Nearly Legal: Housing Law News and Comment

Facing up to it

Kamara v London Borough Of Southwark (2018) EWCA Civ 1616

In Makisi & Ors v Birmingham City Council (2011) EWCA Civ 355 (our report), the Court of Appeal decided that the right to make ‘oral submissions’ in response to a ‘minded to’ letter under 8(2) of the 1999 Review Procedures Regulations meant a right to request ‘face to face’ advocacy in making representations.

In these three joined appeals, the sole issue was whether this meant that the ‘minded to’ to letter had to specify the right to a face to face meeting for representations.

In each of the cases, ‘minded to’ letters had been sent to the appellants, saying either that they “may make further oral and/or written representations” or that they may make further representations “either orally or in writing or both”. In each case, the appellants’ solicitors had made further representations in writing, and not sought to make oral submissions.

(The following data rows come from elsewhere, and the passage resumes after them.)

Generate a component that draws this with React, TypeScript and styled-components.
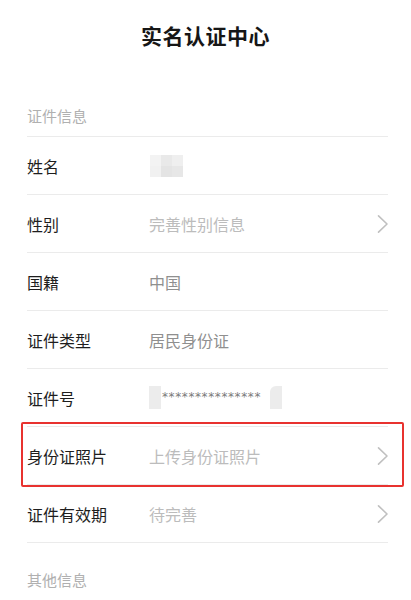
import React from "react";
import styled, { createGlobalStyle } from "styled-components";

const Global = createGlobalStyle`
  html, body { margin: 0; padding: 0; background: #fff; }
  body { font-family: "Noto Sans CJK SC", "Noto Sans", sans-serif; -webkit-font-smoothing: antialiased; }
`;

const Page = styled.div`
  width: 411px;
  height: 600px;
  overflow: hidden;
  background: #fff;
`;

const Header = styled.header`
  height: 79px;
  box-sizing: border-box;
  padding-top: 23px;
  text-align: center;
`;

const Title = styled.h1`
  margin: 0;
  font-size: 21px;
  line-height: 24px;
  font-weight: 700;
  color: #161616;
  letter-spacing: 0.5px;
`;

const List = styled.div`
  padding: 0 23px 0 27px;
`;

const SectionLabel = styled.div`
  box-sizing: border-box;
  height: 58px;
  padding-top: 27px;
  font-size: 15px;
  line-height: 20px;
  color: #b0b0b0;
  border-bottom: 1px solid #ebebeb;
`;

const SectionLabelPlain = styled(SectionLabel)`
  border-bottom: none;
`;

const Row = styled.div<{ $highlight?: boolean }>`
  position: relative;
  box-sizing: border-box;
  height: 58px;
  display: flex;
  align-items: center;
  border-bottom: 1px solid #ebebeb;
  ${(p) =>
    p.$highlight &&
    `
    &::after {
      content: "";
      position: absolute;
      left: -6px;
      right: -16px;
      top: -5px;
      bottom: -3px;
      border: 2px solid #e8322f;
      border-radius: 2px;
      pointer-events: none;
    }
  `}
`;

const Label = styled.div`
  width: 122px;
  flex: none;
  font-size: 16px;
  line-height: 22px;
  color: #1e1e1e;
`;

const Value = styled.div<{ $placeholder?: boolean }>`
  flex: 1;
  font-size: 16px;
  line-height: 22px;
  color: ${(p) => (p.$placeholder ? "#bcbcbc" : "#8f8f8f")};
  display: flex;
  align-items: center;
`;

const Mosaic = styled.div`
  display: grid;
  grid-template-columns: repeat(3, 11px);
  grid-template-rows: repeat(2, 11px);
  margin-left: 1px;
`;

const Tile = styled.div<{ $c: string }>`
  background: ${(p) => p.$c};
`;

const IdMask = styled.div`
  display: flex;
  align-items: flex-start;
  height: 23px;
`;

const MaskBlock = styled.div<{ $round?: boolean }>`
  width: 12px;
  height: 23px;
  background: #ececec;
  border-top-left-radius: ${(p) => (p.$round ? "6px" : "0")};
`;

const Stars = styled.span`
  font-family: "DejaVu Sans", sans-serif;
  font-size: 12px;
  line-height: 14px;
  color: #7a7a7a;
  letter-spacing: 0.6px;
  margin: 0 9px 0 1px;
  padding-top: 4px;
`;

const Chevron = () => (
  <svg width="12" height="20" viewBox="0 0 12 20" style={{ flex: "none", marginRight: -1 }}>
    <path d="M1.5 1.8 L10 10 L1.5 18.2" fill="none" stroke="#c0c0c0" strokeWidth="1.6" strokeLinecap="round" strokeLinejoin="round" />
  </svg>
);

const mosaicColors = ["#f3f3f3", "#e9e9e9", "#efefef", "#f1f1f1", "#e4e4e4", "#e7e7e7"];

export default function App() {
  return (
    <Page>
      <Global />
      <Header>
        <Title>实名认证中心</Title>
      </Header>
      <List>
        <SectionLabel>证件信息</SectionLabel>
        <Row>
          <Label>姓名</Label>
          <Value>
            <Mosaic>
              {mosaicColors.map((c, i) => (
                <Tile key={i} $c={c} />
              ))}
            </Mosaic>
          </Value>
        </Row>
        <Row>
          <Label>性别</Label>
          <Value $placeholder>完善性别信息</Value>
          <Chevron />
        </Row>
        <Row>
          <Label>国籍</Label>
          <Value>中国</Value>
        </Row>
        <Row>
          <Label>证件类型</Label>
          <Value>居民身份证</Value>
        </Row>
        <Row>
          <Label>证件号</Label>
          <Value>
            <IdMask>
              <MaskBlock />
              <Stars>***************</Stars>
              <MaskBlock $round />
            </IdMask>
          </Value>
        </Row>
        <Row $highlight>
          <Label>身份证照片</Label>
          <Value $placeholder>上传身份证照片</Value>
          <Chevron />
        </Row>
        <Row>
          <Label>证件有效期</Label>
          <Value $placeholder>待完善</Value>
          <Chevron />
        </Row>
        <SectionLabelPlain>其他信息</SectionLabelPlain>
      </List>
    </Page>
  );
}
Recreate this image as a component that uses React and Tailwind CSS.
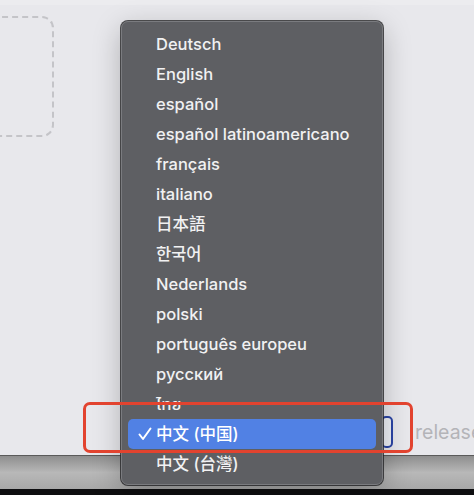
import React from "react";

const items = [
  "Deutsch",
  "English",
  "español",
  "español latinoamericano",
  "français",
  "italiano",
  "日本語",
  "한국어",
  "Nederlands",
  "polski",
  "português europeu",
  "русский",
  "ไทย",
  "中文 (中国)",
  "中文 (台灣)",
];

export default function App() {
  return (
    <div
      className="relative w-[474px] h-[495px] overflow-hidden flex flex-col bg-[#e8e8ec]"
      style={{ fontFamily: 'Inter, "Noto Sans", "Noto Sans CJK SC", "Noto Sans Thai", sans-serif' }}
    >
      {/* main area */}
      <div className="relative h-[455px] bg-[#e8e8ec] border-t-[5px] border-[#ececef]">
        <div className="ml-[-20px] mt-[11px] w-[74px] h-[121px] rounded-[12px] border-2 border-dashed border-[#c4c4c8]" />
        <div className="flex items-center mt-[279px] ml-[381px] gap-[22px] whitespace-nowrap">
          <div className="w-[12px] h-[32px] shrink-0 rounded-[5px] border-2 border-[#2b45a6] bg-[#eef0f6]" />
          <span className="text-[19.5px] text-[#b4b4b8] leading-none mt-[2px]">release</span>
        </div>
      </div>
      <div className="h-[1px] bg-[#5a5a5a]" />
      <div className="h-[33px] bg-gradient-to-b from-[#8e8e8e] via-[#b8b8b8] to-[#a8a8a8]" />
      <div className="flex-1 bg-[#0e0e10]" />

      {/* menu */}
      <div className="absolute left-[121px] top-[21px] w-[262px] h-[464px] rounded-[7px] bg-[#5e5f63] border border-[#7a7b7f] shadow-[0_8px_28px_rgba(0,0,0,0.25),0_0_0_1px_rgba(40,40,42,0.8)] pt-[7px] px-[6px]">
        {items.map((t) => {
          const sel = t === "中文 (中国)";
          return (
            <div
              key={t}
              className={`relative h-[30px] flex items-center rounded-[5px] pl-[28px] text-[16.5px] font-medium ${
                sel ? "bg-[#5181e4] text-white" : "text-[#f1f1f2]"
              }`}
            >
              {sel && (
                <svg className="absolute left-[10px] top-[8px]" width="14" height="14" viewBox="0 0 14 14">
                  <path d="M1.5 7.5 L5 12 L12.5 1.5" fill="none" stroke="white" strokeWidth="2" strokeLinecap="round" strokeLinejoin="round" />
                </svg>
              )}
              {t}
            </div>
          );
        })}
      </div>

      {/* red annotation box */}
      <div className="absolute left-[83px] top-[402px] w-[330px] h-[51px] rounded-[7px] border-[3px] border-[#e2432f]" />
    </div>
  );
}
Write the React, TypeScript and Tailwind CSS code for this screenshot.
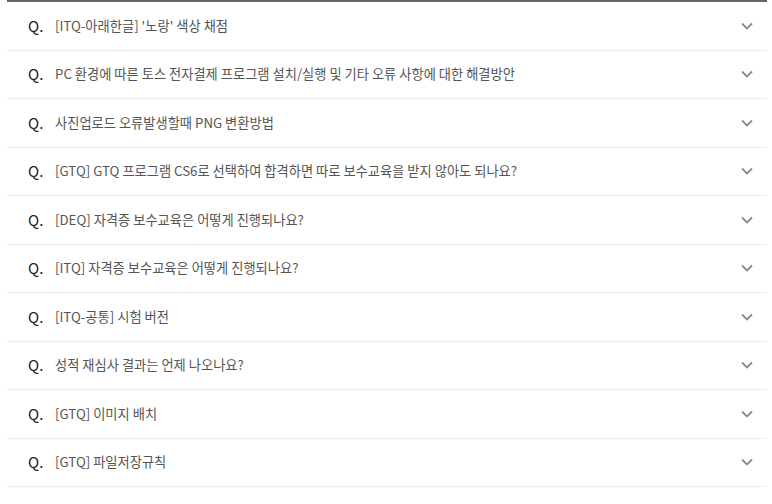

However, the issue was whether, in the light of Makisi, the 1999 Review Procedure Regulations should be interpreted as to require the ‘minded to’ letter to set out a right to face to face representations.

The basis for this argument was that it was necessary for homeless applicants to be aware that they had the right to ‘face to face’ representations and not to be mislead as to what ‘oral representations’ might mean.

The Court of Appeal dealt with this briefly.

Although, as is clear from Makisi, the right to make oral representations may be exercised at a face-to-face meeting, that is evident from the language of regulation 8(2)(b) itself. Like Etherton LJ, I consider that the most obvious meaning of that phrase is one which connotes some kind of meeting or hearing at which the applicant or his representative can make their points in response to the minded-to letter. It is not necessary to expand the scope of the notification in order for an applicant or his advisors to understand that.

My other reason for rejecting the Appellants’ construction of regulation 8(2)(b) is that it would be productive of uncertainty in relation to what is intended to be a straightforward administrative procedure carried out by the staff of local housing authorities. The courts have made it clear on a number of occasions that homelessness review decisions should not be scrutinised and interpreted as if they were the judgments of a court or the opinion of a lawyer: see e.g. Holmes-Moorhouse v Richmond-upon-Thames London Borough Council (2009) UKHL 7. The same context governs the operation of the Review Regulations. They are made by the Secretary of State under s.203 in order to set out the procedure to be followed by local housing authorities on a s.202 review. Regulation 8(2)(b) sets out what the reviewer must notify the applicant of. It does not in terms indicate that any further detail is required. If the regulation is to be construed so as to require the reviewer to set out the various ways in which oral representations could be made then it would create the obvious danger (already alluded to) that the list provided could be criticised as incomplete. The express inclusion of one method of making oral representations might be regarded as suggesting that other methods are excluded. By contrast, if the regulation does no more than to require the reviewer to set out the provisions of regulation 8(2)(b) verbatim, it provides a simple, certain instruction which, if followed, informs and allows the applicant to elect to make his representations in the way he finds most convenient. There is nothing obscure or unfair in that process.

I am not therefore persuaded that it is either necessary or correct to interpret regulation 8(2)(b) in a way which requires the reviewer to spell out the effect of the decision in Makisi. That would require words to be read into regulation 8(2)(b). There is certainly nothing in Makisi itself which is supportive of that argument and the administrative context in my view favours a literal construction of the regulation. This is supported by the 2006 Code of Guidance published by the Secretary of State under s.182 HA 1996 which in [19.12] states that under regulation 8 the reviewer should notify the applicant:
“that the applicant, or someone acting on his or her behalf, may, within a reasonable period, make oral representations, further written representations, or both oral and written representations.”

For these reasons I would dismiss these appeals.

Comment

This is not a wholly surprising outcome, given what was said in Makisi about ‘oral representations’ in the regulations meaning face to face, or at least the option of it.

While the review regulations have now been replaced by the Homelessness (Review Procedure etc) Regulations 2018 (2018 No. 223), the new Reg 7 is in the same wording as the old Reg 8, so this will be of continued application (as will Makisi).